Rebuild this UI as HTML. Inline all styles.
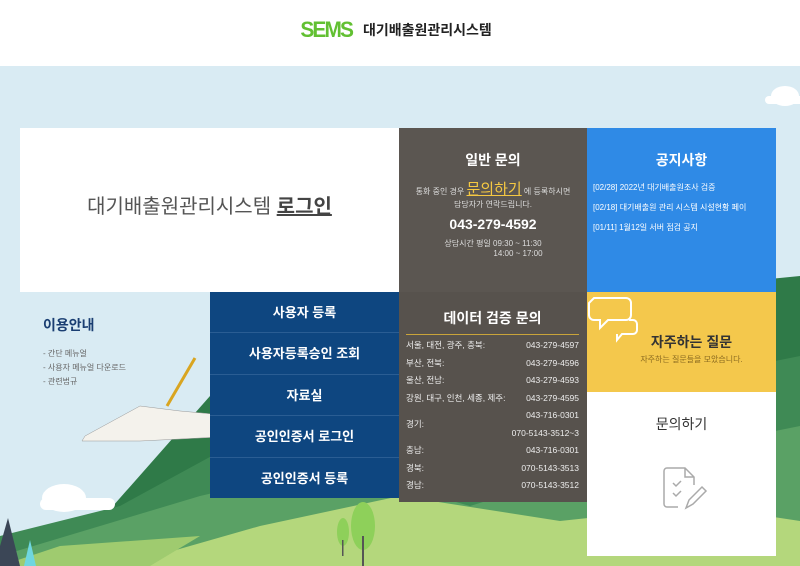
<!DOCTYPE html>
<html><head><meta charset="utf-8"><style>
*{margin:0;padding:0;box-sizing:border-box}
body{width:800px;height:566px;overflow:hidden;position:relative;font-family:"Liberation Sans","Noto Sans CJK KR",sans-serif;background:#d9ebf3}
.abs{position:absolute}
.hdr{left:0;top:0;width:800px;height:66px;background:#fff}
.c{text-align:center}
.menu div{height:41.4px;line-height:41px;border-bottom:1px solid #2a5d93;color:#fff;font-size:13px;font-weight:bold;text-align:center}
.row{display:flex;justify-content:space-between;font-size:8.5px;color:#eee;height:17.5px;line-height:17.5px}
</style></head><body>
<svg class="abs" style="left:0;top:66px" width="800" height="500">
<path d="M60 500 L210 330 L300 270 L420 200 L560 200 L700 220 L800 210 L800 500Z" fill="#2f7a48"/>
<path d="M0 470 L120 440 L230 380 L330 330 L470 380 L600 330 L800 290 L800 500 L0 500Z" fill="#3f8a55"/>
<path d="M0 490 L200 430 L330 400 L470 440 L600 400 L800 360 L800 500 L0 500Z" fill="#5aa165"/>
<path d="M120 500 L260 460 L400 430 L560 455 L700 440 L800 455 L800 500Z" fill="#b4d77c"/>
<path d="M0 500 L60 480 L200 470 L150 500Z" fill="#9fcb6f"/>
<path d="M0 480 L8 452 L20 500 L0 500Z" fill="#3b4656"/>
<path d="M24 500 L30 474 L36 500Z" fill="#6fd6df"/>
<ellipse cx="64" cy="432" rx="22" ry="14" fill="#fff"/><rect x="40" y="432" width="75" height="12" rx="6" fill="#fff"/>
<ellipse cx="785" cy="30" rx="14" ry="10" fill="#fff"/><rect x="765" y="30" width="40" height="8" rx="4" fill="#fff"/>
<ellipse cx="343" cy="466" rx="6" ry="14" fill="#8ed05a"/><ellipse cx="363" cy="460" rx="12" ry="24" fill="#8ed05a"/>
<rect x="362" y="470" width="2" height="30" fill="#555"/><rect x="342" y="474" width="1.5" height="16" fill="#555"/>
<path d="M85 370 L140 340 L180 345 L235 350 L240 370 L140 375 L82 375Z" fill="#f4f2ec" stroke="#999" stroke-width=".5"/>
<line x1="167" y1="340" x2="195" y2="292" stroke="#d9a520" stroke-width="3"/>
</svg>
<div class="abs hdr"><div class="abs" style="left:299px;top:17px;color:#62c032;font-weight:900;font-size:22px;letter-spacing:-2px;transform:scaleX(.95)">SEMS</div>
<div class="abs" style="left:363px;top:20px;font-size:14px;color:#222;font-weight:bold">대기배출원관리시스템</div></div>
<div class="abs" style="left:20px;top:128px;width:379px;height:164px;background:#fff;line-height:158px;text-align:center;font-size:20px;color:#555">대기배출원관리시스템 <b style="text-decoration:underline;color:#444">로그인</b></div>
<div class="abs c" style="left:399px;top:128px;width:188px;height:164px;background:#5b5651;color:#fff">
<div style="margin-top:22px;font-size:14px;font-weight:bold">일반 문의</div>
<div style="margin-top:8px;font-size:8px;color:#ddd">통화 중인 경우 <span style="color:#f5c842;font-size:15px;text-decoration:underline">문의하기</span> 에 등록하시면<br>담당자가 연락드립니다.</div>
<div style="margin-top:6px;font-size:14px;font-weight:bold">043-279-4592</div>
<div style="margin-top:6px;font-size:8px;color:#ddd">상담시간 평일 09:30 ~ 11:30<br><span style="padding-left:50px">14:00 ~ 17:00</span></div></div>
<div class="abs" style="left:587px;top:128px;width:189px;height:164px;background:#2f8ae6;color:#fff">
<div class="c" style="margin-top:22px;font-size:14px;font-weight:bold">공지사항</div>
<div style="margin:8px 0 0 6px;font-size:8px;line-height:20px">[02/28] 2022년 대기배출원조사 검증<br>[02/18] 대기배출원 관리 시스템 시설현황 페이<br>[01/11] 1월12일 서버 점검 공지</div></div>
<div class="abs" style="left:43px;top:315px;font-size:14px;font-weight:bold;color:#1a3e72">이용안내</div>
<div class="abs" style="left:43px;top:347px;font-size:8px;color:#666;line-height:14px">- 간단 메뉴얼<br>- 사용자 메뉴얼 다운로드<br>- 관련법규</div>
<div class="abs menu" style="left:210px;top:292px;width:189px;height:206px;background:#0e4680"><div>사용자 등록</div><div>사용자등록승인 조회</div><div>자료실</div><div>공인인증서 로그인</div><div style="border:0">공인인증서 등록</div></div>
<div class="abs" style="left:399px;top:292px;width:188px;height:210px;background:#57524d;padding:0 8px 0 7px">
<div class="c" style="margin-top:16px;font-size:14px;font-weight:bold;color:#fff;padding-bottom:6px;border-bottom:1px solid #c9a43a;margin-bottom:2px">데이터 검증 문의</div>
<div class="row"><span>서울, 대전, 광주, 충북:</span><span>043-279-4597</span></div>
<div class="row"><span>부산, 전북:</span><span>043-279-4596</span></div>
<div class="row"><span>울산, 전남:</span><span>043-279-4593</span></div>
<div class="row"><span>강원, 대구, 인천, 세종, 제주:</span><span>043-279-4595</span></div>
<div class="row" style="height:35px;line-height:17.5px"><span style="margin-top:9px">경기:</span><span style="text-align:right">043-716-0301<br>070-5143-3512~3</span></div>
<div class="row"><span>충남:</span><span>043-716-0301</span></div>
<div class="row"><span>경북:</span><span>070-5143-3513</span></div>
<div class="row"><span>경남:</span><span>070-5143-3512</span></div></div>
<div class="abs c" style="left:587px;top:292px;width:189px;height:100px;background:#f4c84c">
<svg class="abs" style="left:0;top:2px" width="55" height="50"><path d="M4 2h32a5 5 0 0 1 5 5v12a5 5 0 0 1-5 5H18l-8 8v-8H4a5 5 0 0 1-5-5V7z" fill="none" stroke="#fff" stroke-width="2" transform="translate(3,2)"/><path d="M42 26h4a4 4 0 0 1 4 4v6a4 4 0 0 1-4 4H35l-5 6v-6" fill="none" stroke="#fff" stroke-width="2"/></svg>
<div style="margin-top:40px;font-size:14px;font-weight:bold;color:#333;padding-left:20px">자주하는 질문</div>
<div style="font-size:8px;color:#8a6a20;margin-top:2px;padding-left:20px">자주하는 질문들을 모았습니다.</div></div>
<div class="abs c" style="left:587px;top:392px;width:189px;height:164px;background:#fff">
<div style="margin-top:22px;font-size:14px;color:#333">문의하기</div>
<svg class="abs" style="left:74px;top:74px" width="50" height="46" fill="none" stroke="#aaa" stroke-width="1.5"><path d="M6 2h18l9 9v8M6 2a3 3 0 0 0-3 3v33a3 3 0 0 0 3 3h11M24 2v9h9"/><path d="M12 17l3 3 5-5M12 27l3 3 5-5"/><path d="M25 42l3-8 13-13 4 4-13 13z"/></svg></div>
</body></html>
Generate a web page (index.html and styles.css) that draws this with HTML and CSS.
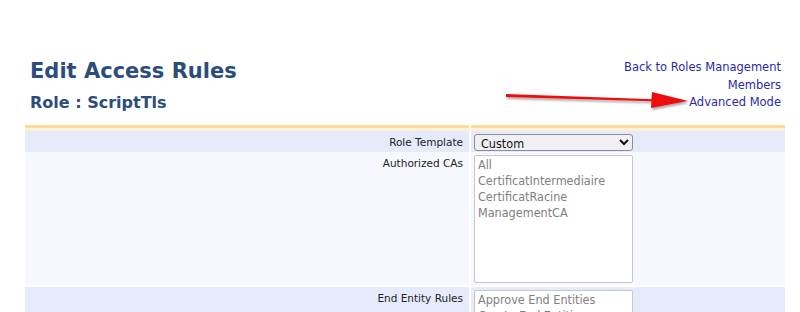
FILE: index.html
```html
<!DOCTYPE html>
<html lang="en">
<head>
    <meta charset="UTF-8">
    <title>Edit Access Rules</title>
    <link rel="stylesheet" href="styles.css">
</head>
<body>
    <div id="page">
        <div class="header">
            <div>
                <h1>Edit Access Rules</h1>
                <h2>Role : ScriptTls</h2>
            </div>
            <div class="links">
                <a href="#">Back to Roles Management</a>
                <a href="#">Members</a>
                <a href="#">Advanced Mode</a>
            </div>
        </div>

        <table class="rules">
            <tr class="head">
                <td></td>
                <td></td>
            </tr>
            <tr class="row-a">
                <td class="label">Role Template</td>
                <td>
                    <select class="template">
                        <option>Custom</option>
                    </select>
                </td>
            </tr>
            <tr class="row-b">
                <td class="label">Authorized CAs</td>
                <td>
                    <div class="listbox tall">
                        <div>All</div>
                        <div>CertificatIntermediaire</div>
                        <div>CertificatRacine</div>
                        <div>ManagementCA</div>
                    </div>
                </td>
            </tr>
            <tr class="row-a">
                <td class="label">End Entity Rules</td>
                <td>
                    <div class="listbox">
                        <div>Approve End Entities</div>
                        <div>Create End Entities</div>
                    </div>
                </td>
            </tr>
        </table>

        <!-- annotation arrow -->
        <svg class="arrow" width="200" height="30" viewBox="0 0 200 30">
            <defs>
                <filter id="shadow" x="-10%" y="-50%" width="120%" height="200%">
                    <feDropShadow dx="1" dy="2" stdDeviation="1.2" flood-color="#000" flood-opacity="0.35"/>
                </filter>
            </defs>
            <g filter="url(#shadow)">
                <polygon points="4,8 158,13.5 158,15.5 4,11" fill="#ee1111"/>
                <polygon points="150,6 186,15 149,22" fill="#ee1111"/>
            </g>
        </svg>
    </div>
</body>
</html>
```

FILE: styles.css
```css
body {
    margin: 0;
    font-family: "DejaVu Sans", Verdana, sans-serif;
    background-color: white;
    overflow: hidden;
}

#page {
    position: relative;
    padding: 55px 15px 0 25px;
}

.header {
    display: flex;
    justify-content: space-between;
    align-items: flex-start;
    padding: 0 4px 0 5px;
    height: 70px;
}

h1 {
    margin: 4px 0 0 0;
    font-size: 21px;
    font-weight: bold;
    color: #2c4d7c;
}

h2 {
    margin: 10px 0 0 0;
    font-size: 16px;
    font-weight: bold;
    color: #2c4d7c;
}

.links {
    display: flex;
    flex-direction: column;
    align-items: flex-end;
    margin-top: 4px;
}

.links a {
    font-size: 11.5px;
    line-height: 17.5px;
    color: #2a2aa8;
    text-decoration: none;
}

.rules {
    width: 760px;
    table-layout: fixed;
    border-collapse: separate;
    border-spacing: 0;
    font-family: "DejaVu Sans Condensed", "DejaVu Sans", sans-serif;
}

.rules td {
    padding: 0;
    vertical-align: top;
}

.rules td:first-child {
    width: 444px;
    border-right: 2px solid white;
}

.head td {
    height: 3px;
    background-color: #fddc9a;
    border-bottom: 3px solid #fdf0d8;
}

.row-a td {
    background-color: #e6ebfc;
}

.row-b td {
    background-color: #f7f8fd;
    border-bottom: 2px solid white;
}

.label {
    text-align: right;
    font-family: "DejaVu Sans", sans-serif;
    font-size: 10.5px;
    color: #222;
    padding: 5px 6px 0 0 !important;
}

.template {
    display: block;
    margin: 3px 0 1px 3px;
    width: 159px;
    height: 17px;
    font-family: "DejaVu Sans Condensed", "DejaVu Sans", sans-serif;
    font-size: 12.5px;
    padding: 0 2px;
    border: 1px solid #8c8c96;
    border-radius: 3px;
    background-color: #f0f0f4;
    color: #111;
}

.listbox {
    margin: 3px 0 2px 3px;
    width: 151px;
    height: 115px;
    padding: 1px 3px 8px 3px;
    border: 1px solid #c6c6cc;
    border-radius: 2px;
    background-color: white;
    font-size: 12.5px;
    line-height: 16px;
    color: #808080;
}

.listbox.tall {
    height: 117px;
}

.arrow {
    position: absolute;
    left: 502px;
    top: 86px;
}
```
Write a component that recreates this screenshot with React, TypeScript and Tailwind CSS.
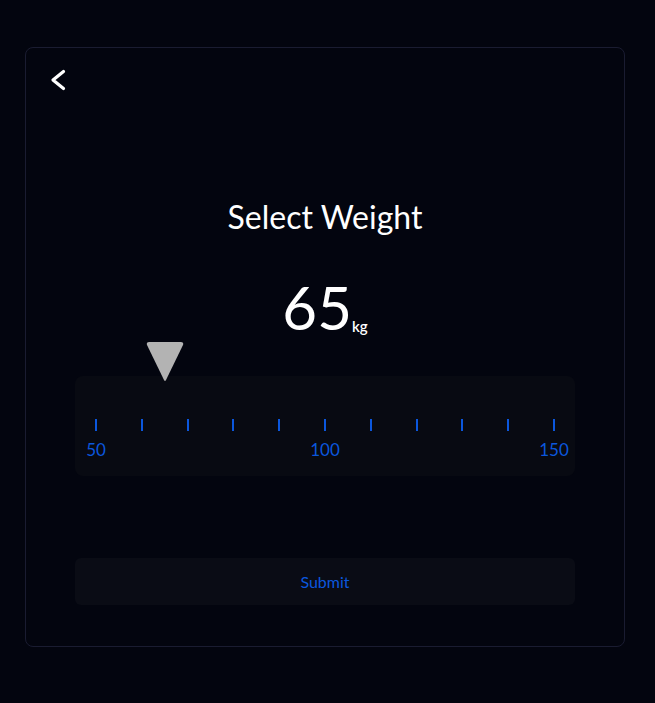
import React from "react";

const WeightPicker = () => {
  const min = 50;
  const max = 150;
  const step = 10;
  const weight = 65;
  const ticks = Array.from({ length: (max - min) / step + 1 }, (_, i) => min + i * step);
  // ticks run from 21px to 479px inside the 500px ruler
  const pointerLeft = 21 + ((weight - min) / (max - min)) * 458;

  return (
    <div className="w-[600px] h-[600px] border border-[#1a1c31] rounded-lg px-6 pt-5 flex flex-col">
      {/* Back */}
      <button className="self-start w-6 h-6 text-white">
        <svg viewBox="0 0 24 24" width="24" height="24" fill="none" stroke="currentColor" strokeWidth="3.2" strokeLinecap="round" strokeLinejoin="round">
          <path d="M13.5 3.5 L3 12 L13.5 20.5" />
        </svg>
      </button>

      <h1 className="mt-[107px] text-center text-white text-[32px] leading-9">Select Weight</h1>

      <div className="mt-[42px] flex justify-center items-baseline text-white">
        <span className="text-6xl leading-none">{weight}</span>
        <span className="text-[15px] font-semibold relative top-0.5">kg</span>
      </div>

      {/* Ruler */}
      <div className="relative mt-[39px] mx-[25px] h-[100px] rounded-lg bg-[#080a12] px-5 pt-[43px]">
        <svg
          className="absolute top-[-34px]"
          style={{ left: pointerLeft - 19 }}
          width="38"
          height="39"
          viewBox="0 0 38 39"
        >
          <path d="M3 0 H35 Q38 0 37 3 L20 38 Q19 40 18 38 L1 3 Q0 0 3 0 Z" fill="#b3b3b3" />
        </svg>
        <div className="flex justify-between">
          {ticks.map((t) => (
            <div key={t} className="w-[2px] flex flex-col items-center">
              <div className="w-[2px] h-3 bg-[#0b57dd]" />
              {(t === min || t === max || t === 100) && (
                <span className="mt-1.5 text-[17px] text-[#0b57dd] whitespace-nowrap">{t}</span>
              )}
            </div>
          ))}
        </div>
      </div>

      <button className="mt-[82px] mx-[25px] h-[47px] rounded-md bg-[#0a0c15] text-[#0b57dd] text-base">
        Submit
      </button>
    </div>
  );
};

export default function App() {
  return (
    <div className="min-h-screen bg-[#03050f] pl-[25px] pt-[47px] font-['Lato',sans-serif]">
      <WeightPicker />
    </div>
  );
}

--------------------------------

Task statement
Return nothing except the number of lines that include the string "with".

Exercise solution
2